Work instructions | Copy each line with the word "TypeScript" in it.

Exercise material |
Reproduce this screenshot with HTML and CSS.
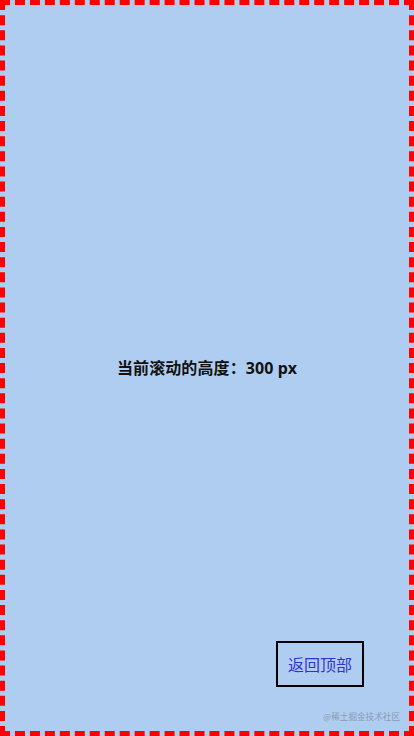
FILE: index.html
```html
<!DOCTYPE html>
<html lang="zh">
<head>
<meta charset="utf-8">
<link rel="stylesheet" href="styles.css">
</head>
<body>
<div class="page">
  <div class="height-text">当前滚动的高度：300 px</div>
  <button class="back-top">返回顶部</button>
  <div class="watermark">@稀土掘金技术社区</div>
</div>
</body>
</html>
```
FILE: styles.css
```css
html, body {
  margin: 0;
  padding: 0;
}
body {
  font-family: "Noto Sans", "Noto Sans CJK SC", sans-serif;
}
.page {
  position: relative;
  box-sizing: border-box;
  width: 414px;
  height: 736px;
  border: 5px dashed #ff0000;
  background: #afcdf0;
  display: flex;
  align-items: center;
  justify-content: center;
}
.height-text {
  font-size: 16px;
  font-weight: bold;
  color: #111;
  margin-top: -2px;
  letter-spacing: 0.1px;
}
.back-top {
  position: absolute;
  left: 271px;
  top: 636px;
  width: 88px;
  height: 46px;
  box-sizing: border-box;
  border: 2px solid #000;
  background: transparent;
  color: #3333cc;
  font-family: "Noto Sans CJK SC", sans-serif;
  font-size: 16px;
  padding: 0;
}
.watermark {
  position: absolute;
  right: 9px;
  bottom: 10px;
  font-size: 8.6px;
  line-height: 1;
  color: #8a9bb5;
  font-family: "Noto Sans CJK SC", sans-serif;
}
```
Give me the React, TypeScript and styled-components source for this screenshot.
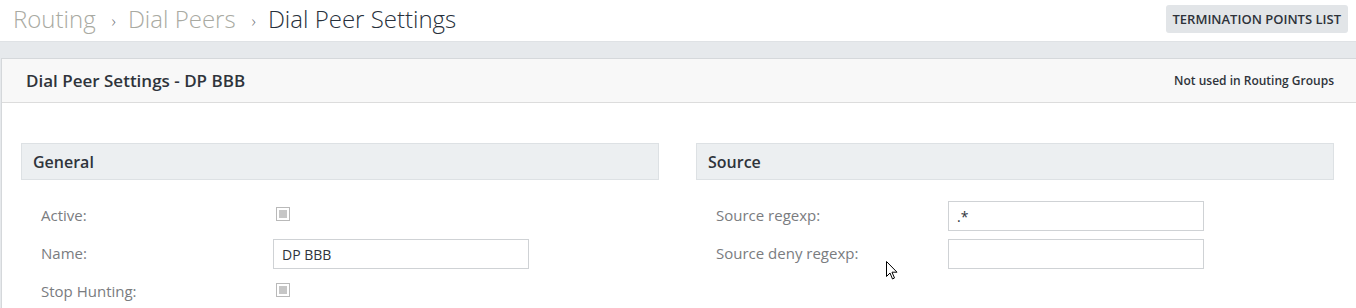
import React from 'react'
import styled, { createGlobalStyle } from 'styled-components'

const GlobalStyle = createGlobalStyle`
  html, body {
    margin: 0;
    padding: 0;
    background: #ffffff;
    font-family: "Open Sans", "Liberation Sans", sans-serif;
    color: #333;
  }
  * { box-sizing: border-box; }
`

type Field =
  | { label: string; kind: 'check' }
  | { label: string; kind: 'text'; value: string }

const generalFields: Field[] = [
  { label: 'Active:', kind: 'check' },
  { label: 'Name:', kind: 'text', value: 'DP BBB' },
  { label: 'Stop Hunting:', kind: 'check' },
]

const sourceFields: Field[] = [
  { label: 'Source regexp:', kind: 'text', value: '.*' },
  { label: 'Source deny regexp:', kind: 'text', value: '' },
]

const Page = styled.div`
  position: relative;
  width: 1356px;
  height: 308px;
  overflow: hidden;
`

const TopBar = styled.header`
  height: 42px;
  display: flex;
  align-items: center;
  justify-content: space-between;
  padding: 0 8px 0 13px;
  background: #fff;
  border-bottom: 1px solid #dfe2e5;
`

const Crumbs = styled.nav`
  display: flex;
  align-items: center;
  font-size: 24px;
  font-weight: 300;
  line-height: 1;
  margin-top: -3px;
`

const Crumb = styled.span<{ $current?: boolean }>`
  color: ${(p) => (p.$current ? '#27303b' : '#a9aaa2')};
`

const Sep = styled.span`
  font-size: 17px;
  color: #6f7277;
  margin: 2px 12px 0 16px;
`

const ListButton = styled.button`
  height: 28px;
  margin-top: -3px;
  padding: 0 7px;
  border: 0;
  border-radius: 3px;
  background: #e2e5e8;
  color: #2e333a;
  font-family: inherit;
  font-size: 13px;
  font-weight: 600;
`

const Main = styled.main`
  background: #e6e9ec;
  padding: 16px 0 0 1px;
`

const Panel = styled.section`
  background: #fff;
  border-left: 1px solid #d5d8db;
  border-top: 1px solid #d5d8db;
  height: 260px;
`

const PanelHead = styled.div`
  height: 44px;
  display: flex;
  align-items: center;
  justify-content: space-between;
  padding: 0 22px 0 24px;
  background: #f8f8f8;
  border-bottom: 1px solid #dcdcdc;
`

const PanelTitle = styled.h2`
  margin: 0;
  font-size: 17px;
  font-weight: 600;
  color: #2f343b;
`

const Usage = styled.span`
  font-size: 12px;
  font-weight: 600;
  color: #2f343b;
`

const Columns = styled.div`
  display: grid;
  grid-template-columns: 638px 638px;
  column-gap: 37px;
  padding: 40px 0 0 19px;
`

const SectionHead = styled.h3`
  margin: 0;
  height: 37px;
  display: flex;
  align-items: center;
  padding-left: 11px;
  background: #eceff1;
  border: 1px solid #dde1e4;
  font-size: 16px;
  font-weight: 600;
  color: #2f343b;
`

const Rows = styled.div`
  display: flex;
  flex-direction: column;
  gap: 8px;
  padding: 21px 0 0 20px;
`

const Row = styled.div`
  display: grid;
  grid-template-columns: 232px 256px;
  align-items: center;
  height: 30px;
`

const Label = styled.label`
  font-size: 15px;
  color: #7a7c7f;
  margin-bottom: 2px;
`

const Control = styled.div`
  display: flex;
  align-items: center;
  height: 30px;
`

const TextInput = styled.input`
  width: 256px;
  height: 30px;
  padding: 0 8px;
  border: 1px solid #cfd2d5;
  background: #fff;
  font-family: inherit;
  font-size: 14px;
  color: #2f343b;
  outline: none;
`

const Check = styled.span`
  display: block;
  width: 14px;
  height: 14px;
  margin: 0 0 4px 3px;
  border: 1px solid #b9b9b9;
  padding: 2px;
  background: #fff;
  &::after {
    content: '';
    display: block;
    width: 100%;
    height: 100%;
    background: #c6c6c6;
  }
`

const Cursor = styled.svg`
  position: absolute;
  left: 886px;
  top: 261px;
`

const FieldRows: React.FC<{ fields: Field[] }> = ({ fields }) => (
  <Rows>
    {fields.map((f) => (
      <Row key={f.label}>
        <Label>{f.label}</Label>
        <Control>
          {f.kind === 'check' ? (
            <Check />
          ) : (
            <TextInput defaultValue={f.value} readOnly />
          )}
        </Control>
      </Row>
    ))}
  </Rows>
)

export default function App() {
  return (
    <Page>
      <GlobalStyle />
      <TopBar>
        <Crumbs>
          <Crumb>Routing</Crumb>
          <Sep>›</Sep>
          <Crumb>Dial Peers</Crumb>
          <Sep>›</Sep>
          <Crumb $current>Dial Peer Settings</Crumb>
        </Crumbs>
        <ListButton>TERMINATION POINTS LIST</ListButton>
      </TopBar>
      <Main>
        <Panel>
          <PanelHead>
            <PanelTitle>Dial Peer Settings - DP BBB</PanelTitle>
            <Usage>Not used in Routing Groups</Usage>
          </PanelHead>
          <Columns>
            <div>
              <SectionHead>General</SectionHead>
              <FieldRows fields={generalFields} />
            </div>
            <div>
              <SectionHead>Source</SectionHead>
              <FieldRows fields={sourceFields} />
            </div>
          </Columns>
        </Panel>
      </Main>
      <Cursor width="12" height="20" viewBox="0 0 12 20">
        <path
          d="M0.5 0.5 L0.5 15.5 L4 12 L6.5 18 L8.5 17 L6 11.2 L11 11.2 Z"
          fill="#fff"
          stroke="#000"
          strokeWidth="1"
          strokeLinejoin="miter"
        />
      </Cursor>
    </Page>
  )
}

==

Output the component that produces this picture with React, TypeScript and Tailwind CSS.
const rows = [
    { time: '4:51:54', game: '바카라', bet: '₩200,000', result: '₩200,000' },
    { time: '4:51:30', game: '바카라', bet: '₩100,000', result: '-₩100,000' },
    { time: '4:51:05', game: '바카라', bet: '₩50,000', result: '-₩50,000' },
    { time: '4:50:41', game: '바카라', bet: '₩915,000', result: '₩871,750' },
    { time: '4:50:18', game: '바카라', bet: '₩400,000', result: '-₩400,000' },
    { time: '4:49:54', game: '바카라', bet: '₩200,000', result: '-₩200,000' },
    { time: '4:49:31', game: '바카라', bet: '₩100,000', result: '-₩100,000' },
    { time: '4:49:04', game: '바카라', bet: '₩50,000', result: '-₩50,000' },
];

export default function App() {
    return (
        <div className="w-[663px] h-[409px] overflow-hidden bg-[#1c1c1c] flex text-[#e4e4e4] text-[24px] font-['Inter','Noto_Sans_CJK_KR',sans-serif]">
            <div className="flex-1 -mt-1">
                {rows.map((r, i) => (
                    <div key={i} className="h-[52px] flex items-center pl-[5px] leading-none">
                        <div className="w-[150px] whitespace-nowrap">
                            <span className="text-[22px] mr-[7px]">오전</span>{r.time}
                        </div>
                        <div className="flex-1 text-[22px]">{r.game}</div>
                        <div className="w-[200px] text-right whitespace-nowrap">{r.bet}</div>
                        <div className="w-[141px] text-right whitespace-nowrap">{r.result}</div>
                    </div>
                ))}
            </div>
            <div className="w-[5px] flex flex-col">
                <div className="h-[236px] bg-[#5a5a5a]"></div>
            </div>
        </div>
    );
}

Written response |
Give me the React, TypeScript and styled-components source for this screenshot.
Output the component that produces this picture with React, TypeScript and Tailwind CSS.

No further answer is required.